Looking at the derivation process, both results seem to have no obvious errors. How should we understand this inconsistency? We can understand it like this: Equation $\eqref{eq:hessian-t}$ provides a Hessian approximation at time $t$, which is an "instantaneous approximation," while equation $\eqref{eq:hessian-2}$ is the "long-term average" result over time steps. The long-term average effect cancels out some of the intensity (though theoretically, it also makes the estimation more accurate), thus requiring an additional square root to be taken.

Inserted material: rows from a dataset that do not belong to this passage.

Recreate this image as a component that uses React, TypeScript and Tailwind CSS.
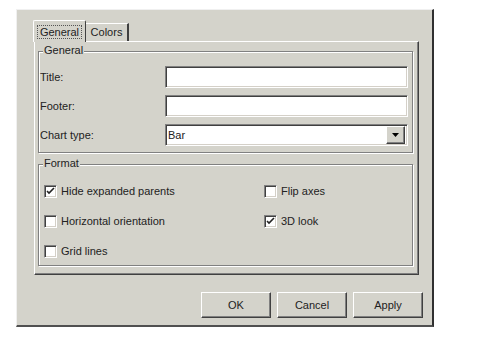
import React from "react";

const raised =
  "border border-t-white border-l-white border-r-[#404040] border-b-[#404040] shadow-[inset_-1px_-1px_0_#808080]";
const sunken =
  "border border-t-[#808080] border-l-[#808080] border-r-white border-b-white shadow-[inset_1px_1px_0_#404040,inset_-1px_-1px_0_#d4d0c8]";

function Check({ checked }: { checked?: boolean }) {
  return (
    <div className={`w-[13px] h-[13px] bg-white ${sunken} flex items-center justify-center`}>
      {checked && (
        <svg width="9" height="9" viewBox="0 0 9 9">
          <path d="M1 4 L3 6 L8 1" stroke="#222" strokeWidth="1.6" fill="none" />
        </svg>
      )}
    </div>
  );
}

function CheckRow({ label, checked }: { label: string; checked?: boolean }) {
  return (
    <div className="flex items-center h-[13px]">
      <Check checked={checked} />
      <span className="ml-[4px] leading-none">{label}</span>
    </div>
  );
}

function GroupBox({ title, children }: { title: string; children: React.ReactNode }) {
  return (
    <div className="relative w-[375px] h-[102px] border border-[#808080] shadow-[inset_1px_1px_0_#fff,1px_1px_0_#fff]">
      <span className="absolute left-[4px] top-[-7px] bg-[#d4d3cb] px-[1px] leading-none">{title}</span>
      {children}
    </div>
  );
}

function Button({ label }: { label: string }) {
  return (
    <div className={`w-[70px] h-[26px] bg-[#d4d3cb] ${raised} flex items-center justify-center`}>
      {label}
    </div>
  );
}

export default function App() {
  return (
    <div
      className="w-[480px] h-[350px] bg-white pt-[9px] pl-[16px] text-[11px] text-[#222]"
      style={{ fontFamily: '"Liberation Sans", Arial, sans-serif' }}
    >
      <div className="w-[418px] h-[318px] bg-[#d4d3cb] border-l border-t border-l-[#f0f0f0] border-t-[#f0f0f0] border-r-2 border-b-2 border-r-[#303030] border-b-[#505050] pl-[16px] pt-[10px]">
        {/* Tabs */}
        <div className="flex items-end h-[21px] relative z-10">
          <div className="w-[53px] h-[21px] bg-[#d4d3cb] border-l border-t border-white border-r border-r-[#404040] rounded-t-[2px] flex items-center justify-center -mb-[1px] h-[22px]">
            <span className="border border-dotted border-[#555] px-[2px] leading-[12px]">General</span>
          </div>
          <div className="w-[43px] h-[18px] border-t border-white border-r-2 border-r-[#404040] flex items-center justify-center">
            Colors
          </div>
        </div>
        {/* Panel */}
        <div className={`w-[385px] h-[234px] ml-[1px] ${raised} pl-[3px] pt-[9px]`}>
          <GroupBox title="General">
            <div className="pt-[14px] flex flex-col gap-[7px]">
              <div className="flex items-center h-[22px]">
                <span className="w-[126px] pl-[1px]">Title:</span>
                <div className={`w-[243px] h-[22px] bg-white ${sunken}`} />
              </div>
              <div className="flex items-center h-[22px]">
                <span className="w-[126px] pl-[1px]">Footer:</span>
                <div className={`w-[243px] h-[22px] bg-white ${sunken}`} />
              </div>
              <div className="flex items-center h-[22px]">
                <span className="w-[126px] pl-[1px]">Chart type:</span>
                <div className={`w-[243px] h-[22px] bg-white ${sunken} flex items-center justify-between pl-[2px] pr-[2px]`}>
                  <span>Bar</span>
                  <div className={`w-[19px] h-[18px] bg-[#d4d3cb] ${raised} flex items-center justify-center`}>
                    <svg width="7" height="4" viewBox="0 0 7 4">
                      <path d="M0 0 H7 L3.5 4 Z" fill="#000" />
                    </svg>
                  </div>
                </div>
              </div>
            </div>
          </GroupBox>
          <div className="h-[11px]" />
          <GroupBox title="Format">
            <div className="flex pt-[20px] pl-[5px]">
              <div className="w-[220px] flex flex-col gap-[17px]">
                <CheckRow label="Hide expanded parents" checked />
                <CheckRow label="Horizontal orientation" />
                <CheckRow label="Grid lines" />
              </div>
              <div className="flex flex-col gap-[17px]">
                <CheckRow label="Flip axes" />
                <CheckRow label="3D look" checked />
              </div>
            </div>
          </GroupBox>
        </div>
        {/* Buttons */}
        <div className="flex justify-end gap-[6px] pr-[9px] pt-[17px]">
          <Button label="OK" />
          <Button label="Cancel" />
          <Button label="Apply" />
        </div>
      </div>
    </div>
  );
}
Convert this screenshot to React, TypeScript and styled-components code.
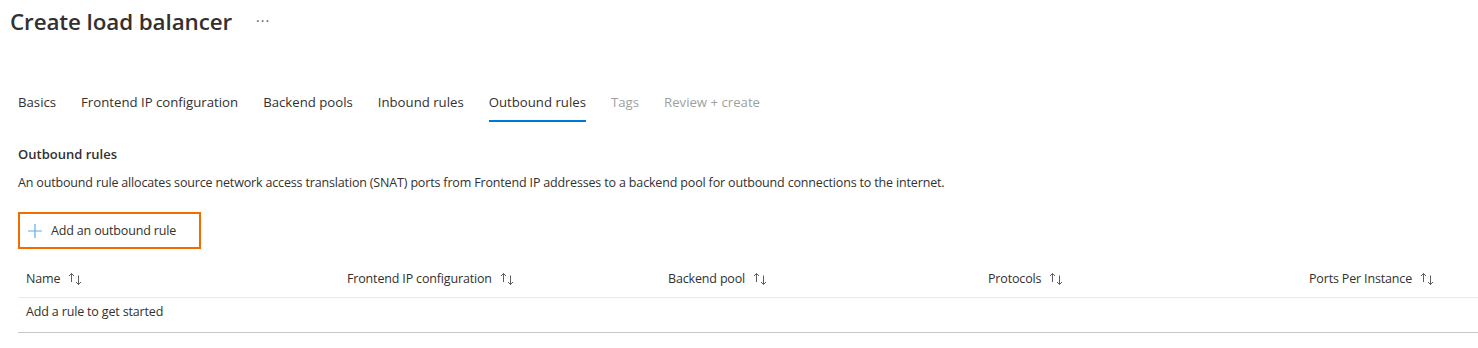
import React from "react";
import styled, { createGlobalStyle } from "styled-components";

const GlobalStyle = createGlobalStyle`
  html, body {
    margin: 0;
    padding: 0;
    background: #ffffff;
  }
  body {
    font-family: "Segoe UI", "Open Sans", "Noto Sans", sans-serif;
    color: #323130;
    -webkit-font-smoothing: antialiased;
  }
`;

const Page = styled.div`
  width: 1478px;
  height: 348px;
  overflow: hidden;
`;

const Header = styled.header`
  display: flex;
  align-items: center;
  gap: 24px;
  height: 44px;
  padding-left: 10px;
`;

const Title = styled.h1`
  margin: 0;
  font-size: 22.4px;
  font-weight: 600;
  line-height: 32px;
  letter-spacing: -0.1px;
  color: #323130;
`;

const MoreButton = styled.span`
  font-size: 14px;
  letter-spacing: 1px;
  color: #605e5c;
  line-height: 1;
  margin-top: -2px;
`;

const TabBar = styled.nav`
  display: flex;
  gap: 25px;
  margin: 44px 0 0 18px;
`;

const Tab = styled.div<{ $active?: boolean; $disabled?: boolean }>`
  font-size: 13.2px;
  line-height: 20px;
  padding: 4px 0 8px;
  color: ${(p) => (p.$disabled ? "#a19f9d" : "#323130")};
  border-bottom: 2px solid ${(p) => (p.$active ? "#0078d4" : "transparent")};
`;

const Content = styled.section`
  padding-left: 18px;
  margin-top: 22px;
`;

const SectionTitle = styled.h2`
  margin: 0;
  font-size: 13px;
  font-weight: 600;
  line-height: 20px;
`;

const Description = styled.p`
  margin: 9px 0 0;
  font-size: 12.5px;
  letter-spacing: -0.16px;
  line-height: 20px;
`;

const AddButton = styled.button`
  display: flex;
  align-items: center;
  gap: 8px;
  height: 37px;
  margin-top: 19px;
  padding: 0 23px 0 7px;
  border: 2px solid #f36c00;
  background: #ffffff;
  font: inherit;
  font-size: 12.5px;
  letter-spacing: -0.16px;
  color: #323130;
  cursor: pointer;
`;

const Table = styled.div`
  margin-top: 11px;
`;

const Row = styled.div<{ $head?: boolean }>`
  display: grid;
  grid-template-columns: 321px 321px 320px 321px 1fr;
  height: ${(p) => (p.$head ? "37px" : "34px")};
  align-items: ${(p) => (p.$head ? "center" : "start")};
  border-bottom: 1px solid ${(p) => (p.$head ? "#edebe9" : "#c8c6c4")};
`;

const HeadCell = styled.div`
  display: flex;
  align-items: center;
  gap: 8px;
  padding-left: 8px;
  font-size: 12.5px;
  letter-spacing: -0.16px;
  color: #323130;
`;

const Cell = styled.div`
  padding: 5px 0 0 8px;
  font-size: 12.5px;
  letter-spacing: -0.16px;
  line-height: 18px;
  color: #323130;
  grid-column: 1 / -1;
`;

const PlusIcon = () => (
  <svg width="16" height="16" viewBox="0 0 16 16">
    <path d="M8 1v14M1 8h14" stroke="#62abea" strokeWidth="1.2" fill="none" />
  </svg>
);

const SortIcon = () => (
  <svg width="14" height="14" viewBox="0 0 14 14">
    <g stroke="#605e5c" strokeWidth="1" fill="none">
      <path d="M3.5 10V1.5M1 4l2.5-2.5L6 4" />
      <path d="M10.5 3.5V12.5M8 10l2.5 2.5L13 10" />
    </g>
  </svg>
);

const tabs = [
  { label: "Basics" },
  { label: "Frontend IP configuration" },
  { label: "Backend pools" },
  { label: "Inbound rules" },
  { label: "Outbound rules", active: true },
  { label: "Tags", disabled: true },
  { label: "Review + create", disabled: true },
];

const columns = ["Name", "Frontend IP configuration", "Backend pool", "Protocols", "Ports Per Instance"];

export default function App() {
  return (
    <>
      <GlobalStyle />
      <Page>
        <Header>
          <Title>Create load balancer</Title>
          <MoreButton>···</MoreButton>
        </Header>
        <TabBar>
          {tabs.map((t) => (
            <Tab key={t.label} $active={t.active} $disabled={t.disabled}>
              {t.label}
            </Tab>
          ))}
        </TabBar>
        <Content>
          <SectionTitle>Outbound rules</SectionTitle>
          <Description>
            An outbound rule allocates source network access translation (SNAT) ports from Frontend IP addresses to a
            backend pool for outbound connections to the internet.
          </Description>
          <AddButton>
            <PlusIcon />
            Add an outbound rule
          </AddButton>
          <Table>
            <Row $head>
              {columns.map((c) => (
                <HeadCell key={c}>
                  {c}
                  <SortIcon />
                </HeadCell>
              ))}
            </Row>
            <Row>
              <Cell>Add a rule to get started</Cell>
            </Row>
          </Table>
        </Content>
      </Page>
    </>
  );
}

A similar effect also appears in the SDE introduced in "Talk on Generative Diffusion Models (V): SDE Perspective of the General Framework". The intensity of the noise term in an SDE needs to be half an order higher than the non-noise term. This is similarly because the noise term cancels out under long-term averaging, so the noise needs to be of a higher order to manifest its effect in the final result.

More Connections

In the previous derivation, we assumed $\boldsymbol{\theta}^*$ is the theoretical optimum, such that $\boldsymbol{g}_{\boldsymbol{\theta}^*} = \boldsymbol{0}$. What if $\boldsymbol{\theta}^*$ is any arbitrary point? Then equation $\eqref{eq:hessian-2}$ becomes: \begin{equation}\mathbb{E}[(\boldsymbol{g}_{\boldsymbol{\theta}}-\boldsymbol{g} _{\boldsymbol{\theta}^*})(\boldsymbol{g}_{\boldsymbol{\theta}}-\boldsymbol{g} _{\boldsymbol{\theta}^*})^{\top}] \approx \sigma^2\boldsymbol{\mathcal{H}}_{\boldsymbol{\theta}^*}\boldsymbol{\mathcal{H}}_{\boldsymbol{\theta}^*}^{\top}\end{equation} In other words, as long as our moving average is of the covariance instead of the second moment, we can obtain a local Hessian approximation. This exactly corresponds to the approach of the AdaBelief optimizer, where its $\boldsymbol{v}$ moving average is the square of the difference between $\boldsymbol{g}$ and $\boldsymbol{m}$: \begin{equation}\text{AdaBelief}:=\left\{\begin{aligned} &\boldsymbol{m}_t = \beta_1 \boldsymbol{m}_{t-1} + \left(1 - \beta_1\right) \boldsymbol{g}_t\\ &\boldsymbol{v}_t = \beta_2 \boldsymbol{v}_{t-1} + \left(1 - \beta_2\right) (\boldsymbol{g}_t - \boldsymbol{m}_t)\odot(\boldsymbol{g}_t - \boldsymbol{m}_t)\\ &\hat{\boldsymbol{m}}_t = \boldsymbol{m}_t\left/\left(1 - \beta_1^t\right)\right.\\ &\hat{\boldsymbol{v}}_t = \boldsymbol{v}_t\left/\left(1 - \beta_2^t\right)\right.\\ &\boldsymbol{\theta}_t = \boldsymbol{\theta}_{t-1} - \eta_t \hat{\boldsymbol{m}}_t\left/\left(\sqrt{\hat{\boldsymbol{v}}_t} + \epsilon\right)\right. \end{aligned}\right.\end{equation}

Conclusion

This article introduced a perspective on adaptive learning rate optimizers like Adam from the view of Newton's method and Hessian approximation, and discussed related results regarding Hessian approximation.